|

Carved out of Pequea Township in 1729, Salisbury Township, named
for Salisbury in England, whose cathedral spire dominates the
countryside, became a refuge for families fleeing religious persecution
in Europe and a fertile ground for farming and related businesses.
In 1701, William Penn himself, struck by its beauty and fertility,
kept 200 acres of Salisbury Township for his own use in The Gap,
already known for its strategic position between the hills.
Though most settlers began as farmers in Salisbury Township,
industry and commerce emerged to suit the needs of the citizens.
Grain and lumber mills appeared along the Pequea. Villages developed
at the crossroads, some of the dwellings housing two businesses
at once. These villages creating strong identities often centering
around the country store or post office took such names as Puddintown,
later Jacksonville and Bethania, Buyerstown, Meadville, Mast,
South Hermitage, Buena Vista, Cains, Mount Airy, Vinola, Springville,
Spring Garden, Limeville, Roseneath, Salisbury Village and Cambridge.
As people became increasingly mobile, the villages lost their
original commercial focus but retained their rural, historical
charm as residential centers with a few businesses continuing
to flourish.
Though copper and nickel mining began as early as 1718, unprofitability
ended the effort.
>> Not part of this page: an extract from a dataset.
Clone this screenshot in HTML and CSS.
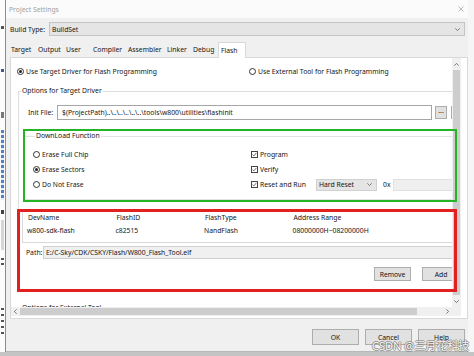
FILE: index.html
```html
<!DOCTYPE html>
<html>
<head>
<meta charset="utf-8">
<link rel="stylesheet" href="styles.css">
</head>
<body>
<div class="screen">
  <div class="bgwin">
    <div class="bm m1"></div>
    <div class="bm m2"></div>
    <div class="bm m3"></div>
    <div class="bm m4"></div>
    <div class="bm m5"></div>
    <div class="bm m6"></div>
    <div class="bm m7"></div>
    <div class="bm m8"></div>
  </div>
  <div class="dialog">
    <div class="titlebar">
      <span class="title">Project Settings</span>
      <svg class="close" width="6" height="6" viewBox="0 0 6 6"><path d="M0.5 0.5L5.5 5.5M5.5 0.5L0.5 5.5" stroke="#a8a8a8" stroke-width="0.8" fill="none"/></svg>
    </div>
    <div class="buildrow">
      <span class="lbl">Build Type:</span>
      <div class="combo wide"><span>BuildSet</span><svg width="5" height="3" viewBox="0 0 5 3"><path d="M0.3 0.3L2.5 2.6L4.7 0.3" stroke="#666" stroke-width="0.8" fill="none"/></svg></div>
    </div>
    <div class="tabs">
      <div class="tab t1">Target</div>
      <div class="tab t2">Output</div>
      <div class="tab t3">User</div>
      <div class="tab t4">Compiler</div>
      <div class="tab t5">Assembler</div>
      <div class="tab t6">Linker</div>
      <div class="tab t7">Debug</div>
      <div class="tab t8 active">Flash</div>
    </div>
    <div class="pane">
      <div class="viewport">
        <div class="content">
          <div class="moderow">
            <div class="opt mode1"><span class="radio on"></span>Use Target Driver for Flash Programming</div>
            <div class="opt"><span class="radio"></span>Use External Tool for Flash Programming</div>
          </div>
          <fieldset class="grp opts">
            <legend>Options for Target Driver</legend>
            <div class="initrow">
              <span class="initlbl">Init File:</span>
              <div class="field initfield">$(ProjectPath)..\..\..\..\..\..\tools\w800\utilities\flashinit</div>
              <div class="btn sm">...</div>
              <div class="btn sm"></div>
            </div>
            <fieldset class="grp dl">
              <legend>DownLoad Function</legend>
              <div class="dlgrid">
                <div class="opt"><span class="radio"></span>Erase Full Chip</div>
                <div class="opt"><span class="check"><svg width="5" height="5" viewBox="0 0 5 5"><path d="M0.6 2.6L1.9 3.9L4.4 0.9" stroke="#333" stroke-width="0.7" fill="none"/></svg></span>Program</div>
                <div class="opt"><span class="radio on"></span>Erase Sectors</div>
                <div class="opt"><span class="check"><svg width="5" height="5" viewBox="0 0 5 5"><path d="M0.6 2.6L1.9 3.9L4.4 0.9" stroke="#333" stroke-width="0.7" fill="none"/></svg></span>Verify</div>
                <div class="opt"><span class="radio"></span>Do Not Erase</div>
                <div class="resetrow">
                  <div class="opt resetopt"><span class="check"><svg width="5" height="5" viewBox="0 0 5 5"><path d="M0.6 2.6L1.9 3.9L4.4 0.9" stroke="#333" stroke-width="0.7" fill="none"/></svg></span>Reset and Run</div>
                  <div class="combo hard"><span>Hard Reset</span><svg width="5" height="3" viewBox="0 0 5 3"><path d="M0.3 0.3L2.5 2.6L4.7 0.3" stroke="#666" stroke-width="0.8" fill="none"/></svg></div>
                  <span class="hex">0x</span>
                  <div class="field hexfield"></div>
                </div>
              </div>
            </fieldset>
            <div class="flash">
              <div class="tbl">
                <div class="trow head"><span>DevName</span><span>FlashID</span><span>FlashType</span><span>Address Range</span></div>
                <div class="trow data"><span>w800-sdk-flash</span><span>c82515</span><span>NandFlash</span><span>08000000H~08200000H</span></div>
              </div>
              <div class="pathrow">
                <span class="pathlbl">Path:</span>
                <div class="field pathfield">E:/C-Sky/CDK/CSKY/Flash/W800_Flash_Tool.elf</div>
              </div>
              <div class="btnrow">
                <div class="btn remove">Remove</div>
                <div class="btn add">Add</div>
              </div>
            </div>
          </fieldset>
          <fieldset class="grp ext">
            <legend>Options for External Tool</legend>
            <div class="extbody"></div>
          </fieldset>
        </div>
      </div>
      <div class="vscroll">
        <div class="arrow"><svg width="5" height="3" viewBox="0 0 5 3"><path d="M0.3 2.7L2.5 0.4L4.7 2.7" stroke="#606060" stroke-width="0.8" fill="none"/></svg></div>
        <div class="vthumb"></div>
        <div class="arrow"><svg width="5" height="3" viewBox="0 0 5 3"><path d="M0.3 0.3L2.5 2.6L4.7 0.3" stroke="#606060" stroke-width="0.8" fill="none"/></svg></div>
      </div>
      <div class="hscroll">
        <div class="arrow"><svg width="3" height="5" viewBox="0 0 3 5"><path d="M2.7 0.3L0.4 2.5L2.7 4.7" stroke="#606060" stroke-width="0.8" fill="none"/></svg></div>
        <div class="hthumb"></div>
        <div class="htrack"></div>
        <div class="arrow"><svg width="3" height="5" viewBox="0 0 3 5"><path d="M0.3 0.3L2.6 2.5L0.3 4.7" stroke="#606060" stroke-width="0.8" fill="none"/></svg></div>
      </div>
      <div class="corner"></div>
    </div>
    <div class="footer">
      <div class="btn dbtn">OK</div>
      <div class="btn dbtn">Cancel</div>
      <div class="btn dbtn">Help</div>
    </div>
  </div>
  <div class="rightbg"></div>
</div>
<div class="bottombg"></div>
<div class="anno green"></div>
<div class="anno red"></div>
<div class="watermark">CSDN @三月花科技</div>
</body>
</html>
```

FILE: styles.css
```css
* { box-sizing: border-box; margin: 0; padding: 0; }
body {
  width: 474px; height: 356px; overflow: hidden; position: relative;
  font-family: "Noto Sans", "DejaVu Sans", sans-serif; font-size: 6.8px; color: #151515;
  background: #c9c9c9; display: flex; flex-direction: column;
}
.screen { display: flex; height: 352px; }
.bottombg { flex: 1; background: #c4c4c4; }

/* background window strip */
.bgwin { width: 5px; background: #fcfcfc; display: flex; flex-direction: column; padding-left: 1px; }
.bm { width: 3px; }
.m1 { margin-top: 26px; height: 3px; background: #555; }
.m2 { margin-top: 40px; height: 3px; background: #3c5a8a; }
.m3 { margin-top: 40px; height: 6px; background: #777; }
.m4 { margin-top: 12px; height: 70px; background: repeating-linear-gradient(#4f80c8 0 3px, #e8eef8 3px 5px); }
.m5 { margin-top: 10px; height: 4px; background: #444; }
.m6 { margin-top: 6px; height: 30px; background: #d6d6d6; }
.m7 { margin-top: 8px; height: 10px; background: repeating-linear-gradient(#555 0 2px, #fcfcfc 2px 5px); }
.m8 { margin-top: 40px; height: 30px; background: repeating-linear-gradient(#555 0 2px, #fcfcfc 2px 6px); }

.dialog { width: 463px; background: #f0f0f0; border-left: 1px solid #8c8c8c; display: flex; flex-direction: column; }
.rightbg { flex: 1; background: #f6f6f6; }

.titlebar { height: 18px; background: #fbfbfb; display: flex; align-items: center; justify-content: space-between; padding: 0 4px 0 3px; color: #a0a0a0; }

.buildrow { display: flex; align-items: center; padding: 4px 3px 0 4px; height: 18px; }
.lbl { width: 39px; }
.combo { height: 14px; background: #e5e5e5; border: 1px solid #c4c4c4; display: flex; align-items: center; justify-content: space-between; padding: 0 4px 0 2px; }
.combo.wide { flex: 1; }

.tabs { display: flex; height: 15px; margin: 6px 0 0 3px; align-items: flex-start; position: relative; z-index: 1; }
.tab { height: 15px; display: flex; align-items: center; padding-left: 2px; }
.t1 { width: 27px; }
.t2 { width: 28px; }
.t3 { width: 27px; }
.t4 { width: 35px; }
.t5 { width: 39px; }
.t6 { width: 26px; }
.t7 { width: 27px; }
.t8 { width: 28px; }
.tab.active { height: 16px; background: #fff; border: 1px solid #d9d9d9; border-bottom: none; padding-left: 2px; }

.pane {
  margin-left: 4px; height: 262px; background: #fff; border: 1px solid #d9d9d9;
  padding: 0 6px 2px 0; display: grid; grid-template-columns: 441px 9px; grid-template-rows: 249px 9px;
}
.viewport { overflow: hidden; }
.content { width: 480px; }

.moderow { display: flex; align-items: center; height: 18px; padding: 8px 0 0 6px; }
.opt { display: flex; align-items: center; height: 10px; white-space: nowrap; }
.mode1 { width: 232px; }
.radio { width: 7px; height: 7px; border: 1px solid #333; border-radius: 50%; margin-right: 2px; display: flex; align-items: center; justify-content: center; background: #fff; }
.radio.on::after { content: ""; width: 3px; height: 3px; border-radius: 50%; background: #222; }
.check { width: 7px; height: 7px; border: 1px solid #444; margin-right: 2px; display: flex; align-items: center; justify-content: center; background: #fff; }

.grp { border: 1px solid #dedede; min-width: 0; }
.grp legend { line-height: 10px; padding: 0 1px; margin-left: 2px; }
.opts { margin: 10px 0 0 7px; padding-bottom: 9px; }

.initrow { display: flex; align-items: center; margin: 9px 0 0 9px; height: 15px; }
.initlbl { width: 29px; }
.field { height: 100%; border: 1px solid #a6a6a6; background: #fff; display: flex; align-items: center; padding-left: 3px; white-space: nowrap; overflow: hidden; }
.initfield { width: 375px; padding-left: 4px; }
.btn { background: #e1e1e1; border: 1px solid #adadad; display: flex; align-items: center; justify-content: center; }
.btn.sm { width: 12px; height: 13px; margin-left: 3px; line-height: 6px; padding-bottom: 3px; }
.btn.sm + .btn.sm { margin-left: 4px; }

.dl { margin: 11px 0 0 5px; padding: 6px 0 7px 8px; border-color: #e2e2e2; }
.dlgrid { display: grid; grid-template-columns: 218px 1fr; grid-auto-rows: 15px; align-items: center; }
.resetrow { display: flex; align-items: center; height: 12px; }
.resetopt { width: 65px; }
.combo.hard { width: 61px; height: 12px; border-color: #d0d0d0; padding-left: 2px; padding-right: 4px; }
.hex { width: 10px; margin-left: 6px; }
.hexfield { width: 70px; height: 12px; background: #efefef; border-color: #e0e0e0; }

.flash { margin-top: 10px; }
.tbl { margin-left: 3px; border: 1px solid #d9d9d9; height: 33px; }
.trow { display: flex; align-items: center; padding-left: 5px; }
.trow span { width: 88.5px; white-space: nowrap; }
.trow.head { height: 12px; }
.trow.data { height: 14px; padding-left: 4px; }
.pathrow { display: flex; align-items: center; height: 13px; margin: 3px 0 0 7px; }
.pathlbl { width: 17px; }
.pathfield { flex: 1; background: #f0f0f0; border-color: #cfcfcf; padding-left: 2px; }
.btnrow { display: flex; height: 14px; margin-top: 8px; padding-left: 355px; gap: 11px; }
.remove { width: 37px; }
.add { width: 32px; padding-left: 6px; }

.ext { margin: 12px 0 0 7px; }
.extbody { height: 20px; }

.vscroll { background: #f0f0f0; display: flex; flex-direction: column; }
.vscroll .arrow { height: 12px; display: flex; align-items: center; justify-content: center; }
.vthumb { flex: 1; background: #cdcdcd; margin: 0 1px; }
.hscroll { background: #f0f0f0; display: flex; }
.hscroll .arrow { width: 9px; display: flex; align-items: center; justify-content: center; }
.hthumb { width: 397px; background: #cdcdcd; margin: 1px 0; }
.htrack { flex: 1; }
.corner { background: #f0f0f0; }

.footer { height: 33px; display: flex; justify-content: flex-end; align-items: flex-start; gap: 6px; padding: 10px 3px 0 0; border-bottom: 1px solid #b8b8b8; }
.dbtn { width: 47px; height: 16px; }

.anno { position: absolute; pointer-events: none; }
.green { left: 23px; top: 129px; width: 434px; height: 73px; border: 2px solid #25b425; }
.red { left: 17px; top: 209px; width: 440px; height: 83px; border: 3px solid #e32020; }

.watermark {
  position: absolute; left: 372px; top: 339px;
  font-family: "Noto Sans", "Noto Sans CJK SC", sans-serif; font-size: 11px; line-height: 13px;
  color: rgba(255,255,255,0.92);
  text-shadow: 1px 0 0 rgba(120,120,120,0.7), -1px 0 0 rgba(120,120,120,0.7), 0 1px 0 rgba(120,120,120,0.7), 0 -1px 0 rgba(120,120,120,0.7);
  white-space: nowrap;
}
```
The lime-burning business, though, began as
early as the first farmers who built their own kilns for their
own use. By 1850 ten businesses had sold over 150,000 bushels
of limestone. Continuing today, limestone quarries remain a vital
part of Salisbury Township's industry.
The Gap, once a point of convergence for travelers in the early
days and a commercial center with the advent of the railroad,
has again become a magnet for mercantile activity with the development
in 1996 of The Village at Gap, a mini-mall with a great variety
of stores and services.
The establishment of Salisbury Community Park in 1984 with its
variety of recreational equipment and activities for every age
group has been busy since it opened. Well-cared for and kept up-to-date
with ecological and human needs foremost it can be a model for
people and land working together.
Salisbury Township, like most townships in the United States
of America and the world, stands at its own crossroads. Preservation
names one signpost; progress the other. The choice is not clear
cut as a migration of folks enters our bounds to experience country
living, as landowners agonize over how to sell land they can no
longer keep, as agents stand poised to substitute blacktop and
rooftops for the natural design of hills falling into each other,
watercourses tumbling naturally from the surrounding hills, springs
bubbling up from their limestone beds, grains blanketing the fields,
horses and cows feeding freely in the meadows.